Exercise instructions: Skip the pictures. Set down, word for word, the lines from the start of the material up to and including the line with "import React from".

Data:

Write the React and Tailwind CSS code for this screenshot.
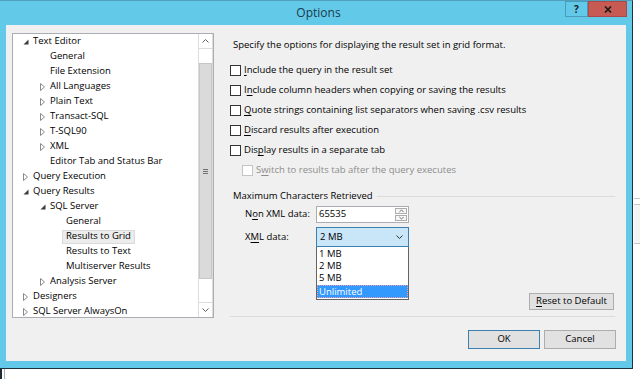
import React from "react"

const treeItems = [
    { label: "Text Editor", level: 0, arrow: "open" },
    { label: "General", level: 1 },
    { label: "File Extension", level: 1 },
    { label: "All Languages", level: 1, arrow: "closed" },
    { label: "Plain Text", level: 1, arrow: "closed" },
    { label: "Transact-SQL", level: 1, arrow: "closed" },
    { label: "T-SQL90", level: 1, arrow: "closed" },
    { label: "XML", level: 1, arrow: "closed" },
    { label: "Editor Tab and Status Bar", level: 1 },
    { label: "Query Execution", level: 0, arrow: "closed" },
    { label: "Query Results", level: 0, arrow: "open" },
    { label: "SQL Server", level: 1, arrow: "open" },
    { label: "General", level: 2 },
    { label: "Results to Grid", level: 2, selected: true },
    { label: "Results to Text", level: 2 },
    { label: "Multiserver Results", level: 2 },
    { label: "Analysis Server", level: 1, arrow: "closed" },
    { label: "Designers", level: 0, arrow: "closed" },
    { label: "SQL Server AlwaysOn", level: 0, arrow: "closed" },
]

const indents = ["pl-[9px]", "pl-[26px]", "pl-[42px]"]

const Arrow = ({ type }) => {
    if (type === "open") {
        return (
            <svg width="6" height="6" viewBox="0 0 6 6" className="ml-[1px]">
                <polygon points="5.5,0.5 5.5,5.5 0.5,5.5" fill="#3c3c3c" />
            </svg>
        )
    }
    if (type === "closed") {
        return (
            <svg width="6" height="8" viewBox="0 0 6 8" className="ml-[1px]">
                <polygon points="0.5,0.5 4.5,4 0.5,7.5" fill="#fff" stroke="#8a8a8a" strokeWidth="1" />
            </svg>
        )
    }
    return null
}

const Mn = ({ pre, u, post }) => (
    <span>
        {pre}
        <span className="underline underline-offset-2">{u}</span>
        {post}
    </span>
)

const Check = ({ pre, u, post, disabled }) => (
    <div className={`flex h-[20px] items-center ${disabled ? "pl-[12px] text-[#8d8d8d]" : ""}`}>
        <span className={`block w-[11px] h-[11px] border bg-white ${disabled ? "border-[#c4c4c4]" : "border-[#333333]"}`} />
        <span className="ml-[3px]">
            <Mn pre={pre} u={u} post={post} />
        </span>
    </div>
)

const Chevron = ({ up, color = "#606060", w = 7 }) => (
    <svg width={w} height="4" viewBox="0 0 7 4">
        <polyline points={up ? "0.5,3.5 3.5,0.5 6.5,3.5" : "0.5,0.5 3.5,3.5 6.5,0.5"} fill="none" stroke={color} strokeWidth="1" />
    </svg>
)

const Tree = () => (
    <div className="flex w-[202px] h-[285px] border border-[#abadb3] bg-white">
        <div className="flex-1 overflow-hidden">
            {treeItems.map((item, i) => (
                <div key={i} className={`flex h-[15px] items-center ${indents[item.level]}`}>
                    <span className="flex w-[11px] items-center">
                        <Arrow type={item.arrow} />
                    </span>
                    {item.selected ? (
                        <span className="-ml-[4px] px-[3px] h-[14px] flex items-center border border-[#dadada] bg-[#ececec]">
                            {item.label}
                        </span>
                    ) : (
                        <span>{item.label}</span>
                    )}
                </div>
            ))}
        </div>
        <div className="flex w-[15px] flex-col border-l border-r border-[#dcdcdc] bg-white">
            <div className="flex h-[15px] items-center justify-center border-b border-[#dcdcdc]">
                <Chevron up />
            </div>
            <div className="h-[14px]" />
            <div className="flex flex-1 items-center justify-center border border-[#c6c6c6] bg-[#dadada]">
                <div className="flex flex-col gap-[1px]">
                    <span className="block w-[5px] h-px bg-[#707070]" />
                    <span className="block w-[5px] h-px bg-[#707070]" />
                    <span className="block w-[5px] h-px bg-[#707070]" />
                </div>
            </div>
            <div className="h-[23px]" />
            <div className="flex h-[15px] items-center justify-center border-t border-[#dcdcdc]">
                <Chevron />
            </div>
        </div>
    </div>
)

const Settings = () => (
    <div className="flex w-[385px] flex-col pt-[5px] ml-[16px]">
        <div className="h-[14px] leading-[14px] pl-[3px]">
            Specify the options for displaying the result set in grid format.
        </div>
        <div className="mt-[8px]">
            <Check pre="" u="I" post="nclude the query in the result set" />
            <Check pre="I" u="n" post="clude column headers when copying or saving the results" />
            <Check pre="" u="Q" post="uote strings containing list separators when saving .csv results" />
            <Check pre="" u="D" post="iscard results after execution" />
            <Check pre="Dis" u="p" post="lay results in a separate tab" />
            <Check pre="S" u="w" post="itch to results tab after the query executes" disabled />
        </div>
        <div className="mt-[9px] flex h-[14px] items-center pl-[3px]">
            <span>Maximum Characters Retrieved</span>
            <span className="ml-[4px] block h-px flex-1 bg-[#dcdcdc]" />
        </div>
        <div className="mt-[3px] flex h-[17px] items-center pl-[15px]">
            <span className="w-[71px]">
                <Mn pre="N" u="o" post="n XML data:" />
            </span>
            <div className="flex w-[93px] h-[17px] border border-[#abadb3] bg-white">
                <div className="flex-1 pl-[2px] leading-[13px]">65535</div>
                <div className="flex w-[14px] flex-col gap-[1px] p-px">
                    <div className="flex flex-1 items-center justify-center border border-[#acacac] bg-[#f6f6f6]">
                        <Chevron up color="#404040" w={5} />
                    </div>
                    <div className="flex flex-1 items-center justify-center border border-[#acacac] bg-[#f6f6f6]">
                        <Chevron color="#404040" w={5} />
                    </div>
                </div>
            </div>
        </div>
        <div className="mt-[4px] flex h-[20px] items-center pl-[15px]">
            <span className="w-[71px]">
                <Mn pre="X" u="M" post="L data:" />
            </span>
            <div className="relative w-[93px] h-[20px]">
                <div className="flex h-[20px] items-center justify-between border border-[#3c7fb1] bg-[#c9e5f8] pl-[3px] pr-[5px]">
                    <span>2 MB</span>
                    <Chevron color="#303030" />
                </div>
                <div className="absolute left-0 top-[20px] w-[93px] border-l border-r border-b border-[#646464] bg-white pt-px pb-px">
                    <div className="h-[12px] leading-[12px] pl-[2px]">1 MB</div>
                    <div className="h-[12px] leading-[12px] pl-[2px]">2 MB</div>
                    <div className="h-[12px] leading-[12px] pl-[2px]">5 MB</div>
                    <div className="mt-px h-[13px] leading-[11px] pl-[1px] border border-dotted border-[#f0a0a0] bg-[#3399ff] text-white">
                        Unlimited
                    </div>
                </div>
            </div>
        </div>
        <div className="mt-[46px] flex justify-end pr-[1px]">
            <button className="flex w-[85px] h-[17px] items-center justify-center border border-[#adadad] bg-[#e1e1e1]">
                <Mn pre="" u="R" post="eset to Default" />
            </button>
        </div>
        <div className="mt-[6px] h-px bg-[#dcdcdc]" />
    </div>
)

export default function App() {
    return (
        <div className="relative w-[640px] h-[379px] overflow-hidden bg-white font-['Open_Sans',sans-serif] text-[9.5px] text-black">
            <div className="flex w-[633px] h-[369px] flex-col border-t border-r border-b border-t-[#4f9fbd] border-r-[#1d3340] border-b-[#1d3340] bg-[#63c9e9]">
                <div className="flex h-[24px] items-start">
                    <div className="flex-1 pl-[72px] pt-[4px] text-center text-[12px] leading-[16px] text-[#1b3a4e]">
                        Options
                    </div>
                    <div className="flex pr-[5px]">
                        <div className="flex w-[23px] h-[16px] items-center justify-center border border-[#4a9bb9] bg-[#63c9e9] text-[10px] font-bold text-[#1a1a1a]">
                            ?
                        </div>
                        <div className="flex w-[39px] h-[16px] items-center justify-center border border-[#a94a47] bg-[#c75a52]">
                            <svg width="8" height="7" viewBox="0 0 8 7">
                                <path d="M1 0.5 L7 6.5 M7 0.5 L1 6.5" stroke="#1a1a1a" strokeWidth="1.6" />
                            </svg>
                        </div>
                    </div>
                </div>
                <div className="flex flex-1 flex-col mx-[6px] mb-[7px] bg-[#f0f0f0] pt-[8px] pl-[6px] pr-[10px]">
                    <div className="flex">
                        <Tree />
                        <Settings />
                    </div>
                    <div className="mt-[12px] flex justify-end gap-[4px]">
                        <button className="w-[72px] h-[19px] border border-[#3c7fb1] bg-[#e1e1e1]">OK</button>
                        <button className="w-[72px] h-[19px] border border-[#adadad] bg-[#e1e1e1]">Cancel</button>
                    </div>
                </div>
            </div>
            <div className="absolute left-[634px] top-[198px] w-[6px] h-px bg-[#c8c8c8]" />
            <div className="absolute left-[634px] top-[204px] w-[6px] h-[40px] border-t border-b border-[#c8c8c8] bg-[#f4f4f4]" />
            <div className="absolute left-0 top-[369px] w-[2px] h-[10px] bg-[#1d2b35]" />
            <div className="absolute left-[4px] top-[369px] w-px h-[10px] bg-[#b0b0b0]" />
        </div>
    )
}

Solution to this exercise:
Write the React and Tailwind CSS code for this screenshot.
import React from "react"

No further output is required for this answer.